— START OF DATA SECTION —

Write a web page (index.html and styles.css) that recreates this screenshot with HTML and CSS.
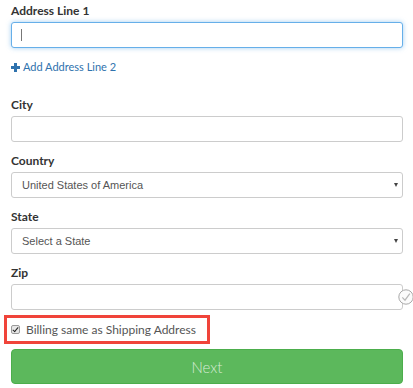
FILE: index.html
```html
<!DOCTYPE html>
<html lang="en">

<head>
    <meta charset="UTF-8">
    <meta name="viewport" content="width=device-width, initial-scale=1.0">
    <title>Address</title>
    <link rel="stylesheet" href="styles.css">
</head>

<body>
    <form class="address-form">
        <!-- address line 1 (focused) -->
        <div class="group">
            <label class="label" for="addr1">Address Line 1</label>
            <div class="control-wrap">
                <input class="control focused" id="addr1" type="text">
                <span class="caret"></span>
            </div>
        </div>

        <a class="add-line" href="javascript:void 0">
            <span class="plus"></span>Add Address Line 2
        </a>

        <div class="group">
            <label class="label" for="city">City</label>
            <input class="control" id="city" type="text">
        </div>

        <div class="group">
            <label class="label" for="country">Country</label>
            <div class="select-wrap">
                <select class="control select" id="country">
                    <option>United States of America</option>
                </select>
            </div>
        </div>

        <div class="group">
            <label class="label" for="state">State</label>
            <div class="select-wrap">
                <select class="control select" id="state">
                    <option>Select a State</option>
                </select>
            </div>
        </div>

        <div class="group group-zip">
            <label class="label" for="zip">Zip</label>
            <div class="control-wrap">
                <input class="control" id="zip" type="text">
                <svg class="valid" width="16" height="16" viewBox="0 0 16 16">
                    <circle cx="8" cy="8" r="7.2" fill="#fbfbfb" stroke="#a9a9a9" stroke-width="1"/>
                    <polyline points="4.3,8.4 7,11.2 11.8,4.6" fill="none" stroke="#b8b8b8" stroke-width="1.2"/>
                </svg>
            </div>
        </div>

        <div class="highlight">
            <label class="check">
                <input type="checkbox" checked>
                Billing same as Shipping Address
            </label>
        </div>

        <button class="btn-next" type="button">Next</button>
    </form>
</body>

</html>
```

FILE: styles.css
```css
* {
    margin: 0;
    padding: 0;
    box-sizing: border-box;
}

body {
    background: #fff;
    font-family: Lato, "Open Sans", sans-serif;
    color: #333;
}

.address-form {
    padding: 2px 10px 0 11px;
}

.group {
    margin-bottom: 10px;
}

.label {
    display: block;
    font-size: 12px;
    font-weight: bold;
    line-height: 18px;
    margin-bottom: 2px;
    color: #333;
}

.control {
    display: block;
    width: 100%;
    height: 26px;
    border: 1px solid #ccc;
    border-radius: 3px;
    background: #fff;
    font-family: "Liberation Sans", Arial, sans-serif;
    font-size: 11px;
    color: #555;
    padding: 0 10px;
    outline: none;
}

.control.focused {
    border-color: #66afe9;
    box-shadow: 0 0 5px rgba(102, 175, 233, .6);
}

.control-wrap {
    position: relative;
}

.caret {
    position: absolute;
    left: 10px;
    top: 7px;
    width: 1px;
    height: 12px;
    background: #777;
}

.add-line {
    display: block;
    margin: 10px 0 20px;
    font-size: 11px;
    line-height: 18px;
    color: #2f72ad;
    text-decoration: none;
}

.plus {
    display: inline-block;
    position: relative;
    width: 9px;
    height: 9px;
    margin-right: 3px;
    vertical-align: -1px;
}

.plus:before,
.plus:after {
    content: "";
    position: absolute;
    background: #2f72ad;
}

.plus:before {
    left: 0;
    top: 3px;
    width: 9px;
    height: 3px;
}

.plus:after {
    left: 3px;
    top: 0;
    width: 3px;
    height: 9px;
}

.select-wrap {
    position: relative;
}

.select {
    appearance: none;
    -webkit-appearance: none;
}

.select-wrap:after {
    content: "";
    position: absolute;
    right: 5px;
    top: 11px;
    border-left: 2.5px solid transparent;
    border-right: 2.5px solid transparent;
    border-top: 4px solid #444;
}

.group-zip {
    margin-bottom: 5px;
}

.valid {
    position: absolute;
    right: -11px;
    top: 5px;
}

.highlight {
    display: inline-block;
    margin-left: -7px;
    border: 3px solid #f0443a;
    padding: 0 11px 0 4px;
}

.check {
    display: flex;
    align-items: center;
    height: 23px;
    font-size: 12px;
    color: #555;
}

.check input {
    appearance: none;
    -webkit-appearance: none;
    position: relative;
    width: 9px;
    height: 9px;
    margin-right: 6px;
    border: 1px solid #9a9a9a;
    border-radius: 2px;
    background: #e6e6e6;
}

.check input:after {
    content: "";
    position: absolute;
    left: 2px;
    top: 0;
    width: 2px;
    height: 5px;
    border-right: 1.5px solid #222;
    border-bottom: 1.5px solid #222;
    transform: rotate(40deg);
}

.btn-next {
    display: block;
    width: 100%;
    height: 35px;
    margin-top: 5px;
    border: 1px solid #4cae4c;
    border-radius: 4px;
    background: #5cb85c;
    color: rgba(255, 255, 255, .75);
    font-family: Lato, "Open Sans", sans-serif;
    font-size: 15px;
    font-weight: 300;
}
```
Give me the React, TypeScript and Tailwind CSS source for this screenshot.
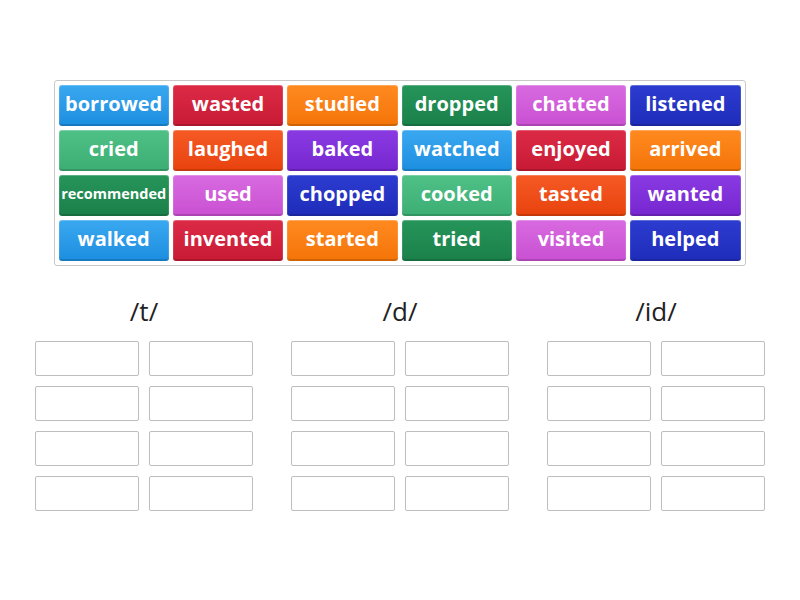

— END OF DATA SECTION —

» EXERCISE INSTRUCTIONS:
Quote in full the listing given above; the images are to be left out.

» COMPLETE ANSWER:
Write a web page (index.html and styles.css) that recreates this screenshot with HTML and CSS.
FILE: index.html
```html
<!DOCTYPE html>
<html lang="en">

<head>
    <meta charset="UTF-8">
    <meta name="viewport" content="width=device-width, initial-scale=1.0">
    <title>Address</title>
    <link rel="stylesheet" href="styles.css">
</head>

<body>
    <form class="address-form">
        <!-- address line 1 (focused) -->
        <div class="group">
            <label class="label" for="addr1">Address Line 1</label>
            <div class="control-wrap">
                <input class="control focused" id="addr1" type="text">
                <span class="caret"></span>
            </div>
        </div>

        <a class="add-line" href="javascript:void 0">
            <span class="plus"></span>Add Address Line 2
        </a>

        <div class="group">
            <label class="label" for="city">City</label>
            <input class="control" id="city" type="text">
        </div>

        <div class="group">
            <label class="label" for="country">Country</label>
            <div class="select-wrap">
                <select class="control select" id="country">
                    <option>United States of America</option>
                </select>
            </div>
        </div>

        <div class="group">
            <label class="label" for="state">State</label>
            <div class="select-wrap">
                <select class="control select" id="state">
                    <option>Select a State</option>
                </select>
            </div>
        </div>

        <div class="group group-zip">
            <label class="label" for="zip">Zip</label>
            <div class="control-wrap">
                <input class="control" id="zip" type="text">
                <svg class="valid" width="16" height="16" viewBox="0 0 16 16">
                    <circle cx="8" cy="8" r="7.2" fill="#fbfbfb" stroke="#a9a9a9" stroke-width="1"/>
                    <polyline points="4.3,8.4 7,11.2 11.8,4.6" fill="none" stroke="#b8b8b8" stroke-width="1.2"/>
                </svg>
            </div>
        </div>

        <div class="highlight">
            <label class="check">
                <input type="checkbox" checked>
                Billing same as Shipping Address
            </label>
        </div>

        <button class="btn-next" type="button">Next</button>
    </form>
</body>

</html>
```

FILE: styles.css
```css
* {
    margin: 0;
    padding: 0;
    box-sizing: border-box;
}

body {
    background: #fff;
    font-family: Lato, "Open Sans", sans-serif;
    color: #333;
}

.address-form {
    padding: 2px 10px 0 11px;
}

.group {
    margin-bottom: 10px;
}

.label {
    display: block;
    font-size: 12px;
    font-weight: bold;
    line-height: 18px;
    margin-bottom: 2px;
    color: #333;
}

.control {
    display: block;
    width: 100%;
    height: 26px;
    border: 1px solid #ccc;
    border-radius: 3px;
    background: #fff;
    font-family: "Liberation Sans", Arial, sans-serif;
    font-size: 11px;
    color: #555;
    padding: 0 10px;
    outline: none;
}

.control.focused {
    border-color: #66afe9;
    box-shadow: 0 0 5px rgba(102, 175, 233, .6);
}

.control-wrap {
    position: relative;
}

.caret {
    position: absolute;
    left: 10px;
    top: 7px;
    width: 1px;
    height: 12px;
    background: #777;
}

.add-line {
    display: block;
    margin: 10px 0 20px;
    font-size: 11px;
    line-height: 18px;
    color: #2f72ad;
    text-decoration: none;
}

.plus {
    display: inline-block;
    position: relative;
    width: 9px;
    height: 9px;
    margin-right: 3px;
    vertical-align: -1px;
}

.plus:before,
.plus:after {
    content: "";
    position: absolute;
    background: #2f72ad;
}

.plus:before {
    left: 0;
    top: 3px;
    width: 9px;
    height: 3px;
}

.plus:after {
    left: 3px;
    top: 0;
    width: 3px;
    height: 9px;
}

.select-wrap {
    position: relative;
}

.select {
    appearance: none;
    -webkit-appearance: none;
}

.select-wrap:after {
    content: "";
    position: absolute;
    right: 5px;
    top: 11px;
    border-left: 2.5px solid transparent;
    border-right: 2.5px solid transparent;
    border-top: 4px solid #444;
}

.group-zip {
    margin-bottom: 5px;
}

.valid {
    position: absolute;
    right: -11px;
    top: 5px;
}

.highlight {
    display: inline-block;
    margin-left: -7px;
    border: 3px solid #f0443a;
    padding: 0 11px 0 4px;
}

.check {
    display: flex;
    align-items: center;
    height: 23px;
    font-size: 12px;
    color: #555;
}

.check input {
    appearance: none;
    -webkit-appearance: none;
    position: relative;
    width: 9px;
    height: 9px;
    margin-right: 6px;
    border: 1px solid #9a9a9a;
    border-radius: 2px;
    background: #e6e6e6;
}

.check input:after {
    content: "";
    position: absolute;
    left: 2px;
    top: 0;
    width: 2px;
    height: 5px;
    border-right: 1.5px solid #222;
    border-bottom: 1.5px solid #222;
    transform: rotate(40deg);
}

.btn-next {
    display: block;
    width: 100%;
    height: 35px;
    margin-top: 5px;
    border: 1px solid #4cae4c;
    border-radius: 4px;
    background: #5cb85c;
    color: rgba(255, 255, 255, .75);
    font-family: Lato, "Open Sans", sans-serif;
    font-size: 15px;
    font-weight: 300;
}
```
Give me the React, TypeScript and Tailwind CSS source for this screenshot.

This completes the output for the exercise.